Plan limits

Full matrix of what each plan ships. Cross-reference with the pricing page for current prices.

Feature	Free	Pro	Scale
Monthly requests	10,000	50,000	500,000
Per-minute burst	10	100	1,000
Per-day burst	500	5,000	50,000
Allowed models (managed)	`gpt-4o-mini`	`gpt-4o-mini`	`gpt-4o-mini`
Allowed models (BYOK)	—	any model on your provider key	any model on your provider key
API keys	1 (primary)	5	unlimited
Log retention	7 days	30 days	90 days
Cache TTL	24h	72h	168h (7d)
Semantic vector pool	1,000	10,000	unlimited
Smart routing	basic	priority	priority + custom rules
Advanced analytics	—	yes	yes
Webhook alerts	—	—	yes

About the per-tier managed-model whitelist

Each plan's managed mode limits the models we forward to a cost-bounded whitelist (see table above). Any other model returns 403 plan_limit_error before the upstream call is made. This is a hard cap to bound our upstream cost exposure per plan.
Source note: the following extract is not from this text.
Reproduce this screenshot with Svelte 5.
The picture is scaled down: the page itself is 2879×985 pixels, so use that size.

If you set workspace.default_model to a non-whitelisted model and then omit modelfrom your request payload, you'll still get the 403 — with a message pointing you to the dashboard so you can fix the default.

Need a different model? On Pro and Scale, enable BYOK and the per-tier whitelist no longer applies — your provider key, your bill, any model your provider supports.
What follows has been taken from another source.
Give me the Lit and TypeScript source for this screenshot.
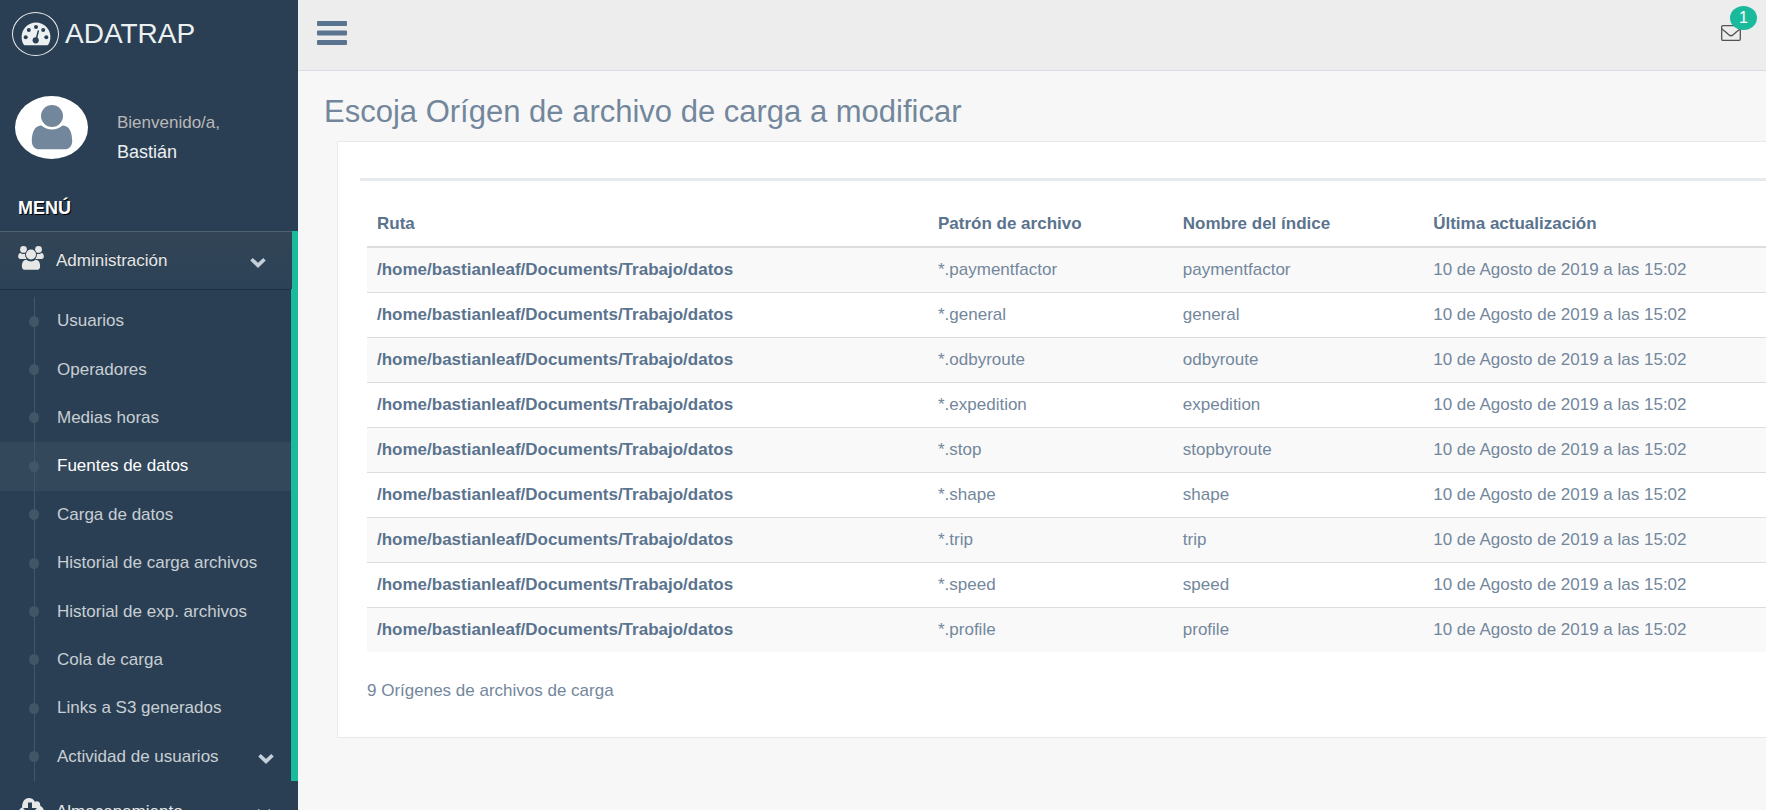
import { LitElement, html, css, svg } from "lit";
import { customElement, state } from "lit/decorators.js";
import { classMap } from "lit/directives/class-map.js";

const ROUTE = "/home/bastianleaf/Documents/Trabajo/datos";
const UPDATED = "10 de Agosto de 2019 a las 15:02";

const SOURCES = [
  { pattern: "*.paymentfactor", index: "paymentfactor" },
  { pattern: "*.general", index: "general" },
  { pattern: "*.odbyroute", index: "odbyroute" },
  { pattern: "*.expedition", index: "expedition" },
  { pattern: "*.stop", index: "stopbyroute" },
  { pattern: "*.shape", index: "shape" },
  { pattern: "*.trip", index: "trip" },
  { pattern: "*.speed", index: "speed" },
  { pattern: "*.profile", index: "profile" },
];

const SUBMENU = [
  { label: "Usuarios" },
  { label: "Operadores" },
  { label: "Medias horas" },
  { label: "Fuentes de datos", current: true },
  { label: "Carga de datos" },
  { label: "Historial de carga archivos" },
  { label: "Historial de exp. archivos" },
  { label: "Cola de carga" },
  { label: "Links a S3 generados" },
  { label: "Actividad de usuarios", expandable: true },
];

const chevron = html`<svg class="chevron" width="16" height="11" viewBox="0 0 16 11" aria-hidden="true">
  <path d="M1.5 2.2 8 8.4 14.5 2.2" fill="none" stroke="currentColor" stroke-width="3.6"/>
</svg>`;

const gauge = html`<svg width="30" height="24" viewBox="0 0 30 24" aria-hidden="true">
  <path fill="currentColor" d="M15 .5C7 .5.6 7 .6 15c0 2.700.7 5.300 2 7.500.3.500.8.800 1.300.800h22.200c.5 0 1-.3 1.300-.8 1.300-2.200 2-4.800 2-7.500C29.400 7 23 .5 15 .5z"/>
  ${[[4.7, 15.2], [7.8, 8], [15, 4.9], [22.2, 8], [25.3, 15.2]].map(
    ([x, y]) => svg`<circle cx=${x} cy=${y} r="2" fill="#2a3f54"/>`
  )}
  <path d="M17.300 9 15 18.300" stroke="#2a3f54" stroke-width="1.500" stroke-linecap="round"/>
  <circle cx="14.700" cy="18.300" r="3.100" fill="#2a3f54"/>
</svg>`;

const group = html`<svg width="26" height="24" viewBox="0 0 26 24" fill="currentColor" aria-hidden="true">
  <circle cx="5.500" cy="3.400" r="3.400"/><circle cx="20.500" cy="3.400" r="3.400"/>
  <path d="M2.600 6.900c.9.800 1.900 1.200 2.900 1.200.8 0 1.300-.2 1.900-.4-.3 2 .2 3.700 1.300 5.200H2.500C1 12.900.2 12.200.2 10.800.2 8.900.700 6.900 2.600 6.900z"/>
  <path d="M23.400 6.900c-.9.800-1.900 1.200-2.900 1.200-.8 0-1.300-.2-1.900-.4.300 2-.2 3.700-1.300 5.200h6.200c1.500 0 2.300-.7 2.300-2.100 0-1.900-.5-3.900-2.400-3.900z"/>
  <circle cx="13" cy="8.500" r="5.700" fill="#304457"/>
  <circle cx="13" cy="8.500" r="5"/>
  <path d="M8.600 13.800c1.200 1.100 2.700 1.600 4.400 1.600s3.200-.5 4.400-1.600c3.600 0 4.700 3.200 4.700 6.600 0 2.100-1.400 3.400-3.400 3.400H7.300c-2 0-3.400-1.300-3.400-3.400 0-3.400 1.100-6.600 4.700-6.600z"/>
</svg>`;

const cloud = html`<svg width="26" height="24" viewBox="0 0 26 24" aria-hidden="true">
  <path fill="currentColor" d="M6.500 22C3 22 .5 19.500.5 16c0-2.600 1.400-4.600 3.600-5.500C3.800 5.500 6.500 1 10.800 1c3 0 5 1.500 6.100 3.700 3-1.600 5.900.7 5.200 4 2.400.9 3.900 3.200 3.900 6 0 3.500-2.600 7.300-6 7.300z"/>
  <path fill="#2a3f54" d="M10 5.500h4V11h5l-7 7-7-7h5z"/>
</svg>`;

@customElement("app-root")
class AppRoot extends LitElement {
  @state() private open = true;

  static styles = css`
    :host {
      display: flex;
      height: 100vh;
      overflow: hidden;
      background: #f7f7f7;
      color: #73879c;
      font: 17px/24px "Liberation Sans", Arial, sans-serif;
    }
    * { box-sizing: border-box; }
    a { color: inherit; text-decoration: none; }
    button { border: 0; padding: 0; background: none; color: inherit; font: inherit; cursor: pointer; }
    ul { list-style: none; margin: 0; padding: 0; }
    svg { display: block; flex: none; }

    .sidebar {
      flex: none;
      width: 298px;
      overflow: hidden;
      background: #2a3f54;
      color: #e7e7e7;
    }
    .brand {
      display: flex;
      align-items: center;
      gap: 6px;
      height: 68px;
      padding-left: 12px;
      color: #ecf0f1;
      font-size: 28px;
      line-height: 36px;
    }
    .brand-mark {
      display: grid;
      place-items: center;
      width: 47px;
      height: 44px;
      border: 1px solid #eaeaea;
      border-radius: 50%;
    }
    .profile { display: flex; gap: 29px; padding: 28px 0 0 15px; height: 124px; }
    .avatar {
      display: grid;
      justify-content: center;
      padding-top: 8px;
      width: 73px;
      height: 63px;
      border-radius: 50%;
      background: #fff;
      color: #73879c;
    }
    .welcome { padding-top: 15px; line-height: 24px; color: #bab8b8; }
    .welcome p { margin: 0; }
    .name { padding-top: 5px; color: #ecf0f1; font-size: 18px; }
    .section {
      margin: 0;
      padding: 4px 18px 11px;
      color: #fff;
      font-size: 18px;
      line-height: 24px;
      text-shadow: 1px 1px #000;
    }
    .group + .group { margin-top: 1px; }
    .group-head {
      display: flex;
      align-items: center;
      width: 100%;
      height: 58px;
      padding: 2px 26px 0 18px;
      text-align: left;
    }
    .group-head svg:first-child { margin: -6px 12px 0 0; }
    .group-head .chevron { margin: 2px 0 0 auto; color: #c4cfda; }
    .active .group-head {
      border-right: 6px solid #1abb9c;
      background: linear-gradient(#334556, #2c4257);
      box-shadow: rgba(0, 0, 0, 0.25) 0 1px 0, inset rgba(255, 255, 255, 0.16) 0 1px 0;
      text-shadow: rgba(0, 0, 0, 0.25) 0 -1px 0;
    }
    .submenu {
      position: relative;
      display: grid;
      grid-auto-rows: 1fr;
      height: 492px;
      padding-top: 8px;
      border-right: 7px solid #1abb9c;
      color: rgba(255, 255, 255, 0.75);
    }
    .submenu::before {
      content: "";
      position: absolute;
      top: 8px;
      bottom: 0;
      left: 34px;
      width: 1px;
      background: #425668;
    }
    .submenu a {
      display: flex;
      align-items: center;
      height: 100%;
      padding: 0 17px 0 29px;
    }
    .submenu a::before {
      content: "";
      position: relative;
      width: 10px;
      height: 11px;
      margin-right: 18px;
      border-radius: 50%;
      background: #425668;
    }
    .submenu .current { background: rgba(255, 255, 255, 0.05); color: #fff; }
    .submenu .chevron { margin: 4px 0 0 auto; color: #c4cfda; }

    .main { flex: 1; min-width: 0; }
    .topbar {
      display: flex;
      justify-content: space-between;
      height: 71px;
      padding: 0 8px 0 19px;
      background: #ededed;
      border-bottom: 1px solid #d9dee4;
      color: #5a738e;
    }
    .toggle { align-self: flex-start; padding-top: 21px; }
    .mail { position: relative; padding: 25px 17px 0 0; height: 70px; color: #515356; }
    .badge {
      position: absolute;
      top: 6px;
      right: 1px;
      width: 27px;
      height: 24px;
      border-radius: 50%;
      background: #1abb9c;
      color: #fff;
      font-size: 16px;
      text-align: center;
    }
    .title {
      margin: 0;
      padding: 22px 26px 11px;
      font-size: 31px;
      line-height: 37px;
      font-weight: 400;
    }
    .panel {
      margin-left: 39px;
      padding: 36px 0 34px 22px;
      border: 1px solid #e6e9ed;
      border-right: 0;
      background: #fff;
    }
    .rule { height: 3px; margin: 0; border: 0; background: #e6e9ed; }
    .content { padding: 20px 0 0 7px; }
    table { width: 100%; border-collapse: separate; border-spacing: 0; table-layout: fixed; }
    th, td { height: 45px; padding: 10px; text-align: left; border-top: 1px solid #ddd; }
    thead th { height: 47px; border-top: 0; border-bottom: 2px solid #ddd; color: #5a738e; }
    tbody tr:first-child td { height: 44px; border-top: 0; }
    tbody tr:nth-child(odd) { background: #f9f9f9; }
    .route { width: 40.1%; }
    .pattern { width: 17.5%; }
    .index { width: 17.9%; }
    .link { color: #5a738e; font-weight: 700; }
    .count { margin: 0; padding: 27px 0 0; }
  `;

  render() {
    return html`
      <nav class="sidebar">
        <a class="brand" href="#"><span class="brand-mark">${gauge}</span>ADATRAP</a>
        <div class="profile">
          <div class="avatar">
            <svg width="42" height="46" viewBox="0 0 42 46" fill="currentColor" aria-hidden="true">
              <circle cx="21" cy="12" r="11"/>
              <path d="M10.500 21.500c3 2.600 6.600 4 10.500 4s7.500-1.400 10.500-4c7.500-.3 9.700 8.500 9.700 15.500 0 5-3 8.300-7.400 8.300H8.200C3.800 45.300.800 42 .800 37c0-7 2.200-15.800 9.700-15.500z"/>
            </svg>
          </div>
          <div class="welcome"><p>Bienvenido/a,</p><p class="name">Bastián</p></div>
        </div>
        <h3 class="section">MENÚ</h3>
        <div class="group active">
          <button class="group-head" aria-expanded=${this.open} @click=${() => (this.open = !this.open)}>
            ${group}<span>Administración</span>${chevron}
          </button>
          ${this.open
            ? html`<ul class="submenu">
                ${SUBMENU.map(
                  (item) => html`<li>
                    <a href="#" class=${classMap({ current: !!item.current })}>${item.label}${item.expandable ? chevron : ""}</a>
                  </li>`
                )}
              </ul>`
            : ""}
        </div>
        <div class="group">
          <button class="group-head">${cloud}<span>Almacenamiento</span>${chevron}</button>
        </div>
      </nav>
      <main class="main">
        <header class="topbar">
          <button class="toggle" aria-label="Menú">
            <svg width="30" height="24" viewBox="0 0 30 24" fill="currentColor" aria-hidden="true">
              <rect width="30" height="5" rx="1"/><rect y="9.500" width="30" height="5" rx="1"/><rect y="19" width="30" height="5" rx="1"/>
            </svg>
          </button>
          <a class="mail" href="#" aria-label="Mensajes">
            <svg width="20" height="16" viewBox="0 0 20 16" fill="none" stroke="currentColor" stroke-width="1.300" aria-hidden="true">
              <rect x=".7" y=".7" width="18.600" height="14.600" rx="1.200"/>
              <path d="M.8 4c3 2.200 5.200 4 7 5.700 1.500 1.400 2.900 1.400 4.400 0C14 8 16.200 6.200 19.200 4"/>
            </svg>
            <span class="badge">1</span>
          </a>
        </header>
        <h1 class="title">Escoja Orígen de archivo de carga a modificar</h1>
        <section class="panel">
          <hr class="rule" />
          <div class="content">
            <table>
              <thead>
                <tr>
                  <th class="route">Ruta</th>
                  <th class="pattern">Patrón de archivo</th>
                  <th class="index">Nombre del índice</th>
                  <th>Última actualización</th>
                </tr>
              </thead>
              <tbody>
                ${SOURCES.map(
                  (s) => html`<tr>
                    <td><a class="link" href="#">${ROUTE}</a></td>
                    <td>${s.pattern}</td>
                    <td>${s.index}</td>
                    <td>${UPDATED}</td>
                  </tr>`
                )}
              </tbody>
            </table>
            <p class="count">9 Orígenes de archivos de carga</p>
          </div>
        </section>
      </main>
    `;
  }
}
Managed monthly usage allowance

In managed mode we pay the upstream provider on your behalf, so each plan's monthly allowance is bounded by both the request count above anda fair-use upstream-cost budget — whichever you reach first. Most workloads hit the request count; very large prompts/outputs can reach the cost budget sooner. When you hit either limit, requests return 429 with a message to upgrade or switch to BYOK.

BYOK has no such budget — you pay your provider directly, so on Pro/Scale you can run unlimited managed-feature traffic (cache, dashboard, routing) on your own key. If predictable high volume matters, BYOK is the path.
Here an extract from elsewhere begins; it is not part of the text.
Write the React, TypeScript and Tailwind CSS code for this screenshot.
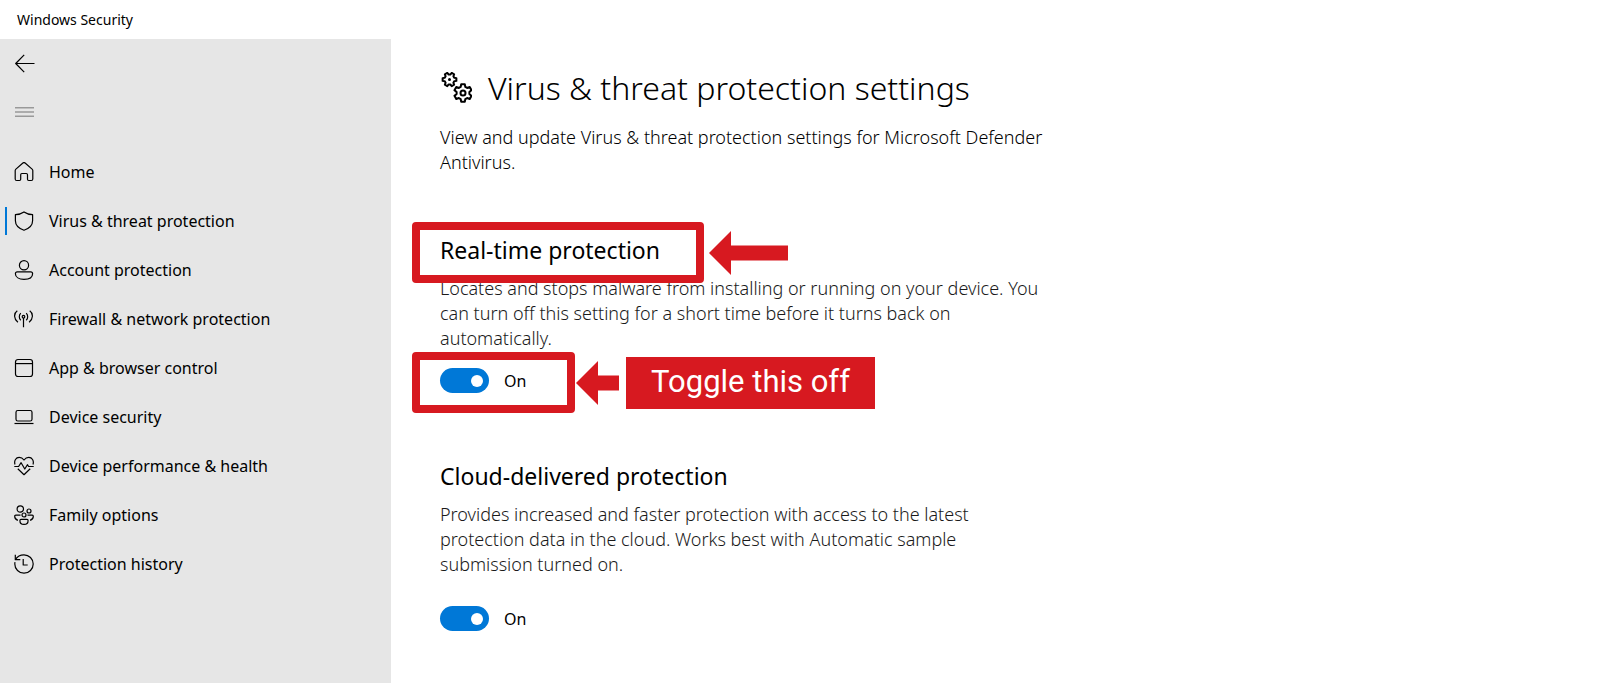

About basic vs priority routing

Basic routing (Free): short non-code prompts go to gpt-4o-mini, everything else uses the workspace default model. Priority routing (Pro/Scale) adds more granular signals (complexity heuristics, length thresholds). Scale also unlocks custom routing rules via POST /v1/workspace/routing-rules — full reference in the dashboard.